Abstract

This paper offers a derivational account of [ jɛ ], and establishes the motivation for vowel doubling before [ jɛ ] in some past and perfect verb stems in Asante Twi. The paper identifies ‘avoidance of an independent high vowel syllable’ as the prosodic condition that motivates the formation of the VVjɛ subunit in these verb stems. What begins as an attempt to, optionally, resolve a violation of this prosodic condition at the stem final position results in a violation of it stem-medially. A vowel is doubled to avert the violation of this condition at the stem medial position. Vowel doubling feeds the phonological processes that derive the jɛ subunit of these verb stems.

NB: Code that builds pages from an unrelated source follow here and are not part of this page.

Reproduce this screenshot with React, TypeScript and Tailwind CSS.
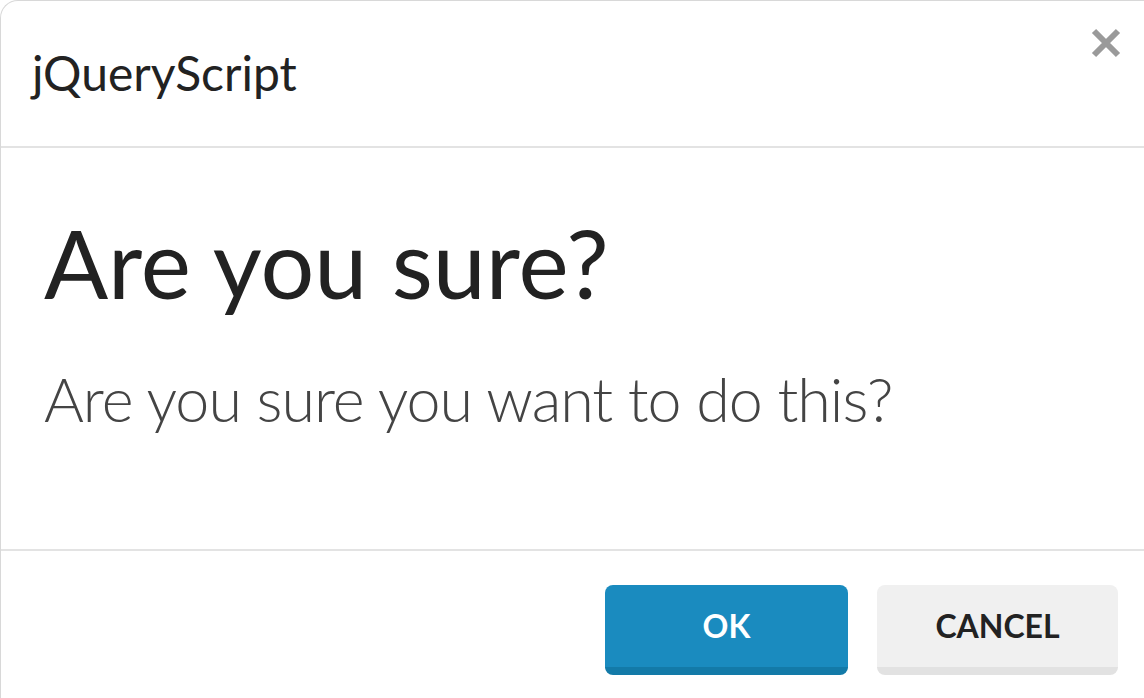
import React from 'react'

export default function App(): React.ReactElement {
  return (
    <div className="w-[1144px] h-[698px] bg-white overflow-hidden" style={{ fontFamily: 'Lato, "Open Sans", sans-serif' }}>
      <div className="h-full flex flex-col rounded-tl-[18px] border-t border-l border-[#d8d8d8] bg-white">
        {/* Header */}
        <div className="h-[147px] flex items-start justify-between pl-[31px] pr-[22px] border-b-2 border-[#e3e3e3]">
          <h4 className="mt-[48px] text-[48px] leading-none text-[#222]">jQueryScript</h4>
          <button className="mt-[26px] text-[#9a9a9a]" aria-label="close">
            <svg width="32" height="32" viewBox="0 0 32 32">
              <path d="M4 4 L28 28 M28 4 L4 28" stroke="currentColor" strokeWidth="6" strokeLinecap="butt" />
            </svg>
          </button>
        </div>

        {/* Body */}
        <div className="h-[403px] pl-[43px] border-b-2 border-[#e3e3e3]">
          <h1 className="mt-[67px] text-[95px] leading-none text-[#222]">Are you sure?</h1>
          <p className="mt-[58px] text-[61px] leading-none font-light text-[#444] tracking-[-1px]">Are you sure you want to do this?</p>
        </div>

        {/* Footer */}
        <div className="flex-1 flex items-start justify-end gap-[29px] pr-[26px] pt-[34px]">
          <button className="w-[243px] h-[90px] rounded-[8px] bg-[#1a8bbf] border-b-[8px] border-[#137aa8] text-white text-[32px] font-bold">
            OK
          </button>
          <button className="w-[241px] h-[90px] rounded-[8px] bg-[#f0f0f0] border-b-[8px] border-[#e2e2e2] text-[#222] text-[32px] font-bold">
            CANCEL
          </button>
        </div>
      </div>
    </div>
  )
}
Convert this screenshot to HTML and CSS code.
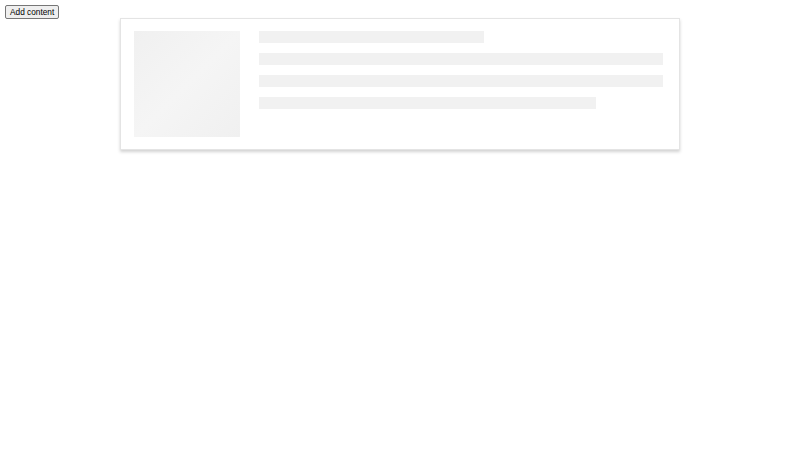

There is alternation in verb stems; the forms with ...VVjɛ ending is one of three different permissible outputs in Asante Twi. A constraint-based account identifies four free ranking constraints as responsible for the alternation in these verb stems. These constraints organize into three subhierarchies that select the three different output forms of a verb stem. Interaction among the four constraints within the three subhierarchies is guided by the ranking schemas: Markedness constraints >> Faithfulness constraints, Faithfulness constraints >> Markedness constraints and Segmental/featural constraints >> Prosodic constraints. The arrangement of these constraints into the first schema selects a verb stem with the …VVjɛ ending over the other permissible outputs.